Sampling timing is aligned with process dynamics, not fixed intervals. Sampling points are selected at:

  • start of operation
    where system stabilization occurs
  • steady-state operation
    where process is expected to be consistent
  • end of operation
    where depletion or drift may occur
  • critical transitions
    changes in CPPs, phase changes, hold times

Timing must capture conditions where process behavior can change.


3.3 Determination of Sample Size

Sample size is based on the ability to detect variability, not arbitrary numbers. Considerations include:

  • batch size and number of units
  • expected variability
  • criticality of the CQA
  • required confidence in conclusions

Typical approach:

  • increase sampling where variability risk is high
  • reduce sampling where process is well understood

Sampling must be sufficient to:

  • detect non-uniformity
  • support statistical evaluation
  • confirm consistency across the batch

3.4 Sampling Frequency

Sampling frequency is driven by process speed and sensitivity.

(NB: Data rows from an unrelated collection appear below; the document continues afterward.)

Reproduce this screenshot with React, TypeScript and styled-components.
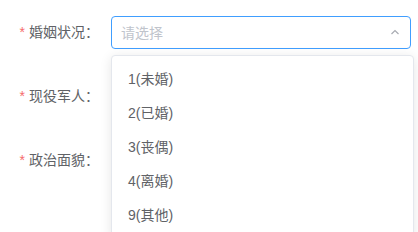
import React from "react";
import styled, { createGlobalStyle } from "styled-components";

const GlobalStyle = createGlobalStyle`
  html, body {
    margin: 0;
    min-height: 232px;
    background: #fff;
    font-family: "Helvetica Neue", "Liberation Sans", "Noto Sans CJK SC", sans-serif;
    font-size: 14px;
  }
`;

const Page = styled.div`
  height: 232px;
  overflow: hidden;
`;

const Form = styled.div`
  padding: 16px 7px 0 0;
`;

const FormItem = styled.div<{ $open?: boolean }>`
  position: relative;
  z-index: ${(p) => (p.$open ? 5 : 1)};
  display: flex;
  align-items: center;
  height: 32px;
  margin-bottom: 32px;
`;

const Label = styled.label`
  width: 111px;
  flex: none;
  padding-right: 12px;
  box-sizing: border-box;
  text-align: right;
  color: #606266;
  line-height: 32px;
`;

const Star = styled.span`
  color: #f56c6c;
  margin-right: 4px;
`;

const Select = styled.div<{ $focused?: boolean }>`
  position: relative;
  flex: 1;
  height: 33px;
  box-sizing: border-box;
  border: 1px solid ${(p) => (p.$focused ? "#409eff" : "#dcdfe6")};
  border-radius: 4px;
  display: flex;
  align-items: center;
  padding: 0 9px;
  color: #c0c4cc;
`;

const Placeholder = styled.span`
  flex: 1;
`;

const Arrow = styled.svg`
  width: 12px;
  height: 12px;
`;

const Dropdown = styled.ul`
  position: absolute;
  top: 38px;
  left: -1px;
  width: 301px;
  margin: 0;
  padding: 6px 0;
  list-style: none;
  background: #fff;
  border: 1px solid #e4e7ed;
  border-radius: 4px;
  box-shadow: 0 2px 12px 0 rgba(0, 0, 0, 0.1);
`;

const Option = styled.li`
  height: 34px;
  line-height: 34px;
  padding: 0 16px;
  color: #606266;
  font-size: 14px;
`;

const options = ["1(未婚)", "2(已婚)", "3(丧偶)", "4(离婚)", "9(其他)"];

const fields = [
  { label: "婚姻状况：", open: true },
  { label: "现役军人：", open: false },
  { label: "政治面貌：", open: false },
];

export default function App() {
  return (
    <Page>
      <GlobalStyle />
      <Form>
        {fields.map((f) => (
          <FormItem key={f.label} $open={f.open}>
            <Label>
              <Star>*</Star>
              {f.label}
            </Label>
            <Select $focused={f.open}>
              <Placeholder>请选择</Placeholder>
              <Arrow viewBox="0 0 12 12" fill="none">
                <path
                  d={f.open ? "M2.5 8 L6 4.5 L9.5 8" : "M2.5 4.5 L6 8 L9.5 4.5"}
                  stroke="#a8abb2"
                  strokeWidth="1.2"
                />
              </Arrow>
              {f.open && (
                <Dropdown>
                  {options.map((o) => (
                    <Option key={o}>{o}</Option>
                  ))}
                </Dropdown>
              )}
            </Select>
          </FormItem>
        ))}
      </Form>
    </Page>
  );
}
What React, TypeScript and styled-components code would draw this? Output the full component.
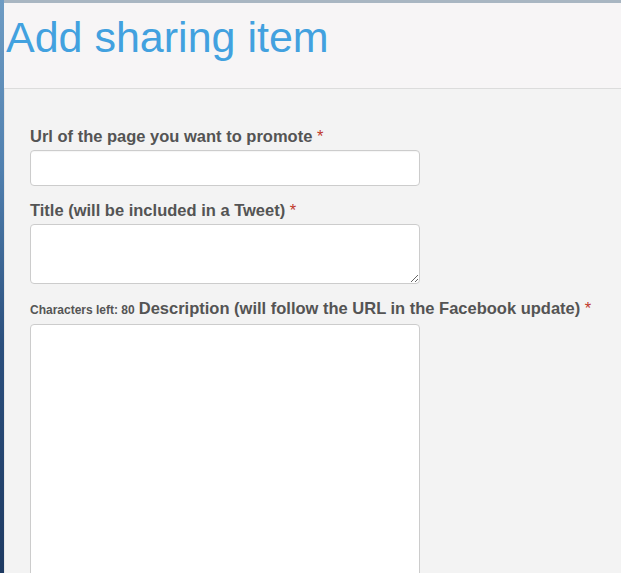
import React from "react";
import styled, { createGlobalStyle } from "styled-components";

const Global = createGlobalStyle`
  html, body { margin: 0; padding: 0; }
  body { background: #f3f3f3; font-family: "Liberation Sans", Arial, sans-serif; overflow: hidden; }
`;

const Frame = styled.div`
  display: flex;
  width: 621px;
  height: 573px;
  overflow: hidden;
`;

const DesktopStrip = styled.div`
  width: 4px;
  flex: none;
  background: linear-gradient(to bottom, #6f9cc4 0%, #4f7fae 30%, #2b4f7d 60%, #1e3a62 100%);
`;

const Window = styled.div`
  flex: 1;
  display: flex;
  flex-direction: column;
  border-top: 3px solid #a9b6c2;
  min-width: 0;
`;

const Header = styled.header`
  flex: none;
  height: 86px;
  background: #f7f5f6;
  border-bottom: 1px solid #dcdcdc;
  padding-left: 2px;
  box-sizing: border-box;
`;

const PageTitle = styled.h1`
  margin: 0;
  padding-top: 9px;
  font-family: "Liberation Sans", Arial, sans-serif;
  font-weight: normal;
  font-size: 43px;
  line-height: 50px;
  color: #42a1df;
`;

const Body = styled.main`
  flex: none;
  background: #f3f3f3;
  border-left: 1px solid #e6e6e6;
  padding: 37px 0 0 25px;
  display: flex;
  flex-direction: column;
`;

const Field = styled.div`
  display: flex;
  flex-direction: column;
  gap: 4px;
  margin-bottom: 14px;
`;

const Label = styled.label`
  font-size: 16.5px;
  line-height: 20px;
  font-weight: bold;
  color: #545454;
  white-space: nowrap;
`;

const Counter = styled.span`
  font-size: 12px;
  font-weight: bold;
  color: #555;
  margin-right: 4px;
`;

const Req = styled.span`
  color: #c0392b;
  font-weight: normal;
`;

const TextInput = styled.input`
  box-sizing: border-box;
  width: 390px;
  height: 36px;
  border: 1px solid #cccccc;
  border-radius: 4px;
  background: #fff;
  box-shadow: inset 0 1px 1px rgba(0,0,0,0.04);
  outline: none;
  flex: none;
`;

const TextArea = styled.textarea<{ $h: number }>`
  box-sizing: border-box;
  width: 390px;
  height: ${p => p.$h}px;
  border: 1px solid #cccccc;
  border-radius: 4px;
  background: #fff;
  resize: vertical;
  outline: none;
  flex: none;
`;

export default function App() {
  return (
    <>
      <Global />
      <Frame>
        <DesktopStrip />
        <Window>
          <Header>
            <PageTitle>Add sharing item</PageTitle>
          </Header>
          <Body>
            <Field>
              <Label>
                Url of the page you want to promote <Req>*</Req>
              </Label>
              <TextInput type="text" />
            </Field>
            <Field>
              <Label>
                Title (will be included in a Tweet) <Req>*</Req>
              </Label>
              <TextArea $h={60} />
            </Field>
            <Field>
              <Label>
                <Counter>Characters left: 80</Counter>
                Description (will follow the URL in the Facebook update) <Req>*</Req>
              </Label>
              <TextArea $h={300} />
            </Field>
          </Body>
        </Window>
      </Frame>
    </>
  );
}
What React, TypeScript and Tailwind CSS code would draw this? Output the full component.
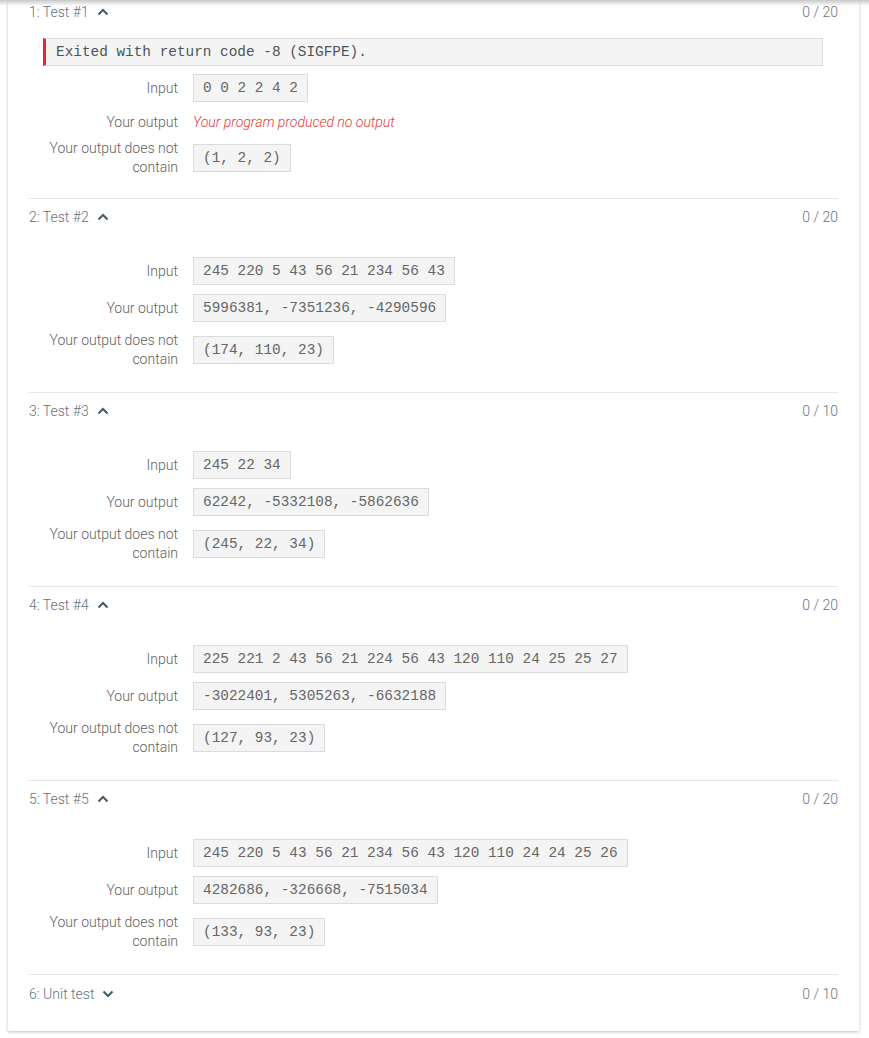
import React from "react";

type TestCase = {
    title: string;
    score: string;
    error?: string;
    input: string;
    output: string | null;
    missing: string;
};

const tests: TestCase[] = [
    {
        title: "1: Test #1",
        score: "0 / 20",
        error: "Exited with return code -8 (SIGFPE).",
        input: "0 0 2 2 4 2",
        output: null,
        missing: "(1, 2, 2)",
    },
    {
        title: "2: Test #2",
        score: "0 / 20",
        input: "245 220 5 43 56 21 234 56 43",
        output: "5996381, -7351236, -4290596",
        missing: "(174, 110, 23)",
    },
    {
        title: "3: Test #3",
        score: "0 / 10",
        input: "245 22 34",
        output: "62242, -5332108, -5862636",
        missing: "(245, 22, 34)",
    },
    {
        title: "4: Test #4",
        score: "0 / 20",
        input: "225 221 2 43 56 21 224 56 43 120 110 24 25 25 27",
        output: "-3022401, 5305263, -6632188",
        missing: "(127, 93, 23)",
    },
    {
        title: "5: Test #5",
        score: "0 / 20",
        input: "245 220 5 43 56 21 234 56 43 120 110 24 24 25 26",
        output: "4282686, -326668, -7515034",
        missing: "(133, 93, 23)",
    },
];

const Chevron = ({ up }: { up: boolean }) => (
    <svg width="12" height="8" viewBox="0 0 12 8" className="ml-[8px]">
        <polyline
            points={up ? "1.5,6.5 6,2 10.5,6.5" : "1.5,1.5 6,6 10.5,1.5"}
            fill="none"
            stroke="#455a64"
            strokeWidth="2"
        />
    </svg>
);

const Header = ({ title, score, up }: { title: string; score: string; up: boolean }) => (
    <div className="flex flex-row items-center justify-between h-[20px] text-[14px] leading-5 text-[#63727d]">
        <div className="flex flex-row items-center">
            <span>{title}</span>
            <Chevron up={up} />
        </div>
        <div className="text-[#6b747a]">{score}</div>
    </div>
);

const Code = ({ children }: { children: string }) => (
    <div className="border border-[#dcdcdc] bg-[#f4f4f4] px-[9px] py-[5px] leading-[16px] text-[14.4px] text-[#666] whitespace-pre font-['Liberation_Mono',monospace]">
        {children}
    </div>
);

const Row = ({ label, children, className }: { label: string; children: React.ReactNode; className?: string }) => (
    <div className={"flex flex-row items-center gap-[15px] " + (className ?? "")}>
        <div className="w-[149px] shrink-0 text-right text-[14px] leading-[19px] text-[#616161]">{label}</div>
        <div>{children}</div>
    </div>
);

const TestSection = ({ test, first }: { test: TestCase; first: boolean }) => (
    <div className={first ? "pt-[2px] pb-[21px]" : "border-t border-[#e8e8e8] pt-[8px] pb-[23px]"}>
        <Header title={test.title} score={test.score} up={true} />
        {test.error ? (
            <div className="mt-[16px] ml-[14px] mr-[15px] mb-[8px] border border-[#dcdcdc] border-l-[3px] border-l-[#e0282e] bg-[#f4f4f4] pl-[10px] py-[5px] leading-[16px] text-[14.4px] text-[#4a5656] whitespace-pre font-['Liberation_Mono',monospace]">
                {test.error}
            </div>
        ) : (
            <div className="h-[30px]" />
        )}
        <div className="flex flex-col gap-[9px]">
            <Row label="Input">
                <Code>{test.input}</Code>
            </Row>
            {test.output === null ? (
                <Row label="Your output" className="-mt-[1px] -mb-[4px]">
                    <span className="italic text-[14px] leading-5 text-[#e53935]">Your program produced no output</span>
                </Row>
            ) : (
                <Row label="Your output">
                    <Code>{test.output}</Code>
                </Row>
            )}
            <Row label="Your output does not contain">
                <Code>{test.missing}</Code>
            </Row>
        </div>
    </div>
);

const App = () => {
    return (
        <div className="relative min-h-[1038px] bg-white font-['Roboto',sans-serif] font-light">
            {/* shadow of the app bar above */}
            <div className="absolute left-0 right-0 top-0 h-[6px] bg-gradient-to-b from-[#c8c8c8] to-transparent" />
            <div className="ml-[8px] mr-[10px] bg-white px-[21px] pb-[8px] shadow-[0_1px_3px_rgba(0,0,0,0.25)]">
                {tests.map((test, i) => (
                    <TestSection key={test.title} test={test} first={i === 0} />
                ))}
                <div className="border-t border-[#e8e8e8] pt-[9px] pb-[19px]">
                    <Header title="6: Unit test" score="0 / 10" up={false} />
                </div>
            </div>
        </div>
    );
};

export default App;
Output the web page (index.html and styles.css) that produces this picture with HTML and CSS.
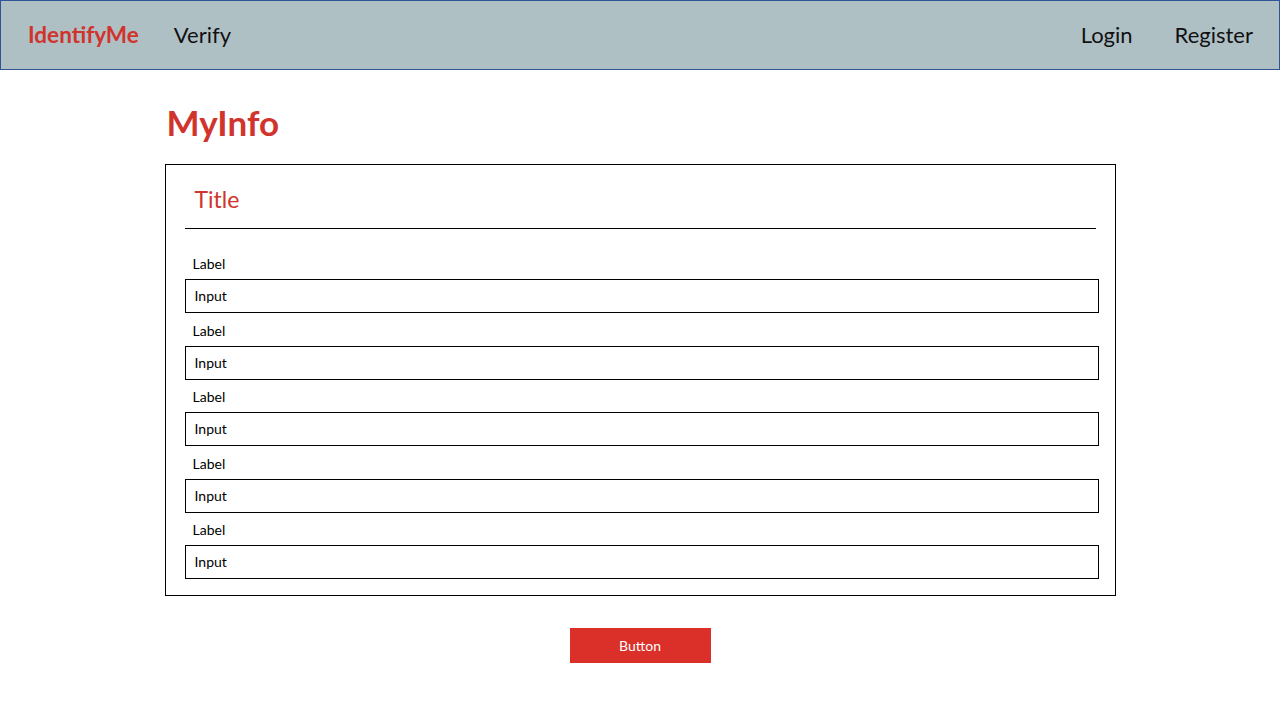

  • fast or dynamic processes → higher frequency
  • stable processes → lower frequency

Frequency must ensure that transient deviations are not missed.


4. Data Collection Strategy

4.1 Alignment of Data Streams

Data must be structured so that relationships between CPPs, IPCs, and CQAs can be evaluated. This requires:

  • time alignment of data points
  • linkage of samples to specific process conditions
  • consistent identification of batch, location, and stage

Each CQA result must be traceable to:

  • corresponding CPP values
  • process conditions at the time of sampling

4.2 CPP Data Collection

CPP data must reflect actual process behavior, not snapshots.

Approach:

  • continuous monitoring where possible
  • defined recording intervals where continuous data is not available
  • capture of variability within the acceptable range

Data must allow assessment of:

  • stability
  • excursions
  • trends over time

4.3 In-Process Control Data

IPC data is used to confirm that intermediate stages perform as expected.

Collection must:

  • align with critical process steps
  • reflect decision points in the process
  • detect early signs of deviation

IPC results should be evaluated in context of CPP behavior.


4.4 Final Product Data

CQA data confirms final product quality.

Collection must:

  • represent full batch distribution
  • align with sampling plan
  • allow comparison across batches

Final product data is the ultimate confirmation of process performance.


4.5 Supporting Data

Supporting data is collected where it impacts process performance.

Examples:

  • environmental conditions
  • utility performance
  • system status

Only relevant data should be included. Avoid unnecessary data collection.


5. Data Integration and Traceability

All data must be integrated into a single evaluable dataset.

Requirements:

  • linkage of CPP, IPC, and CQA data
  • identification of batch, time, and location
  • ability to reconstruct process conditions for any sample

Data must support:

  • cross-parameter analysis
  • identification of relationships
  • evaluation of consistency

6. Link to Risk and Control Strategy

Sampling and data collection must directly reflect:

  • identified CPPs
  • known variability sources
  • defined control strategy

High-risk parameters require:

  • more frequent sampling
  • broader coverage
  • tighter linkage to CQAs

7. Execution

Execution must follow the defined plan without adjustment.

  • no reduction in sampling
  • no substitution of locations or timing
  • no omission of data points

Any deviation must be:

  • documented
  • justified
  • evaluated for impact

8. Summary

Sampling and data collection during PPQ are designed to actively detect variability and confirm process control.

They are based on:

  • targeted selection of locations and timing
  • sufficient sample size and frequency
  • structured data collection and integration

This ensures that PPQ conclusions are based on complete, representative, and traceable evidence of process performance.